To do. Write out the material exactly. Do not include the pictures.

Stored data.
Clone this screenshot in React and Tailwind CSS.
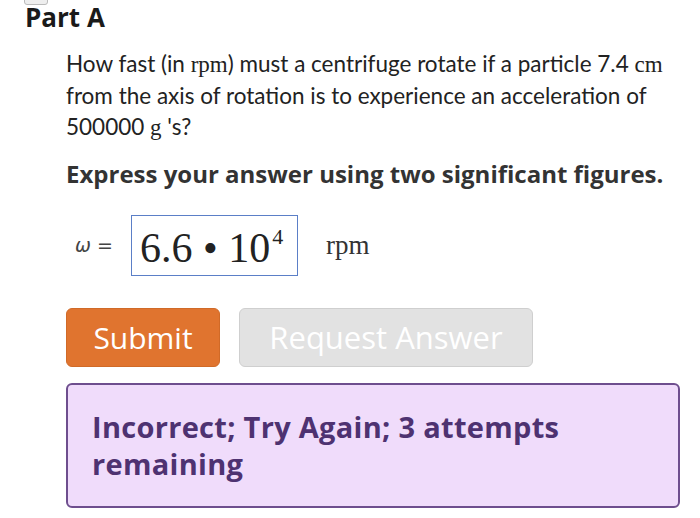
export default function App() {
  return (
    <div className="w-[700px] h-[518px] bg-white overflow-hidden relative text-[#222] font-['Lato','Open_Sans',sans-serif]">
      <div className="absolute left-[24px] top-[-14px] w-[24px] h-[19px] border border-[#bbb] rounded-[3px] bg-[#eee]"></div>
      <div className="pl-[25px] text-[26px] font-bold leading-[34px] text-[#1a1a1a] font-['Open_Sans','Lato',sans-serif]">Part A</div>
      <div className="pl-[66px] pt-[14px]">
        <p className="text-[22.5px] leading-[31px] text-[#222] whitespace-nowrap">
          How fast (in <span className="text-[23px] font-['Liberation_Serif',serif]">rpm</span>) must a centrifuge rotate if a particle 7.4 <span className="text-[23px] font-['Liberation_Serif',serif]">cm</span>
          <br />
          from the axis of rotation is to experience an acceleration of
          <br />
          500000 <span className="text-[23px] font-['Liberation_Serif',serif]">g</span> 's?
        </p>
        <p className="mt-[16px] text-[24px] font-bold leading-[30px] text-[#333] whitespace-nowrap font-['Open_Sans','Lato',sans-serif]">Express your answer using two significant figures.</p>
        <div className="flex items-center mt-[26px] h-[61px]">
          <span className="ml-[9px] text-[19px] text-[#444] w-[45px] font-['DejaVu_Sans',sans-serif]">
            <span className="italic">ω</span> =
          </span>
          <div className="ml-[11px] w-[167px] h-[61px] border-[1.5px] border-[#5b7fc7] flex items-center pl-[8px] pt-[4px] font-['Liberation_Serif',serif]">
            <span className="text-[42px] text-[#222] leading-none">6.6 • 10<sup className="text-[22px] relative top-[-18px] ml-[2px]">4</sup></span>
          </div>
          <span className="ml-[28px] text-[27px] text-[#333] font-['Liberation_Serif',serif]">rpm</span>
        </div>
        <div className="flex gap-[19px] mt-[32px] font-['Open_Sans','Lato',sans-serif]">
          <button className="w-[154px] h-[59px] rounded-[6px] bg-[#e0742f] border border-[#d06a28] text-white text-[30px]">Submit</button>
          <button className="w-[294px] h-[59px] rounded-[6px] bg-[#e2e2e2] border border-[#cfcfcf] text-white text-[31px]">Request Answer</button>
        </div>
        <div className="mt-[16px] w-[614px] h-[125px] rounded-[6px] bg-[#f0dcfb] border-2 border-[#6e4e8e] pl-[24px] pt-[23px]">
          <p className="text-[29px] font-bold leading-[37px] tracking-[0.3px] text-[#4e3271] w-[520px] font-['Open_Sans','Lato',sans-serif]">Incorrect; Try Again; 3 attempts remaining</p>
        </div>
      </div>
    </div>
  );
}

Reply.
Clone this screenshot in React and Tailwind CSS.
export default function App() {
  return (
    <div className="w-[700px] h-[518px] bg-white overflow-hidden relative text-[#222] font-['Lato','Open_Sans',sans-serif]">
      <div className="absolute left-[24px] top-[-14px] w-[24px] h-[19px] border border-[#bbb] rounded-[3px] bg-[#eee]"></div>
      <div className="pl-[25px] text-[26px] font-bold leading-[34px] text-[#1a1a1a] font-['Open_Sans','Lato',sans-serif]">Part A</div>
      <div className="pl-[66px] pt-[14px]">
        <p className="text-[22.5px] leading-[31px] text-[#222] whitespace-nowrap">
          How fast (in <span className="text-[23px] font-['Liberation_Serif',serif]">rpm</span>) must a centrifuge rotate if a particle 7.4 <span className="text-[23px] font-['Liberation_Serif',serif]">cm</span>
          <br />
          from the axis of rotation is to experience an acceleration of
          <br />
          500000 <span className="text-[23px] font-['Liberation_Serif',serif]">g</span> 's?
        </p>
        <p className="mt-[16px] text-[24px] font-bold leading-[30px] text-[#333] whitespace-nowrap font-['Open_Sans','Lato',sans-serif]">Express your answer using two significant figures.</p>
        <div className="flex items-center mt-[26px] h-[61px]">
          <span className="ml-[9px] text-[19px] text-[#444] w-[45px] font-['DejaVu_Sans',sans-serif]">
            <span className="italic">ω</span> =
          </span>
          <div className="ml-[11px] w-[167px] h-[61px] border-[1.5px] border-[#5b7fc7] flex items-center pl-[8px] pt-[4px] font-['Liberation_Serif',serif]">
            <span className="text-[42px] text-[#222] leading-none">6.6 • 10<sup className="text-[22px] relative top-[-18px] ml-[2px]">4</sup></span>
          </div>
          <span className="ml-[28px] text-[27px] text-[#333] font-['Liberation_Serif',serif]">rpm</span>
        </div>
        <div className="flex gap-[19px] mt-[32px] font-['Open_Sans','Lato',sans-serif]">
          <button className="w-[154px] h-[59px] rounded-[6px] bg-[#e0742f] border border-[#d06a28] text-white text-[30px]">Submit</button>
          <button className="w-[294px] h-[59px] rounded-[6px] bg-[#e2e2e2] border border-[#cfcfcf] text-white text-[31px]">Request Answer</button>
        </div>
        <div className="mt-[16px] w-[614px] h-[125px] rounded-[6px] bg-[#f0dcfb] border-2 border-[#6e4e8e] pl-[24px] pt-[23px]">
          <p className="text-[29px] font-bold leading-[37px] tracking-[0.3px] text-[#4e3271] w-[520px] font-['Open_Sans','Lato',sans-serif]">Incorrect; Try Again; 3 attempts remaining</p>
        </div>
      </div>
    </div>
  );
}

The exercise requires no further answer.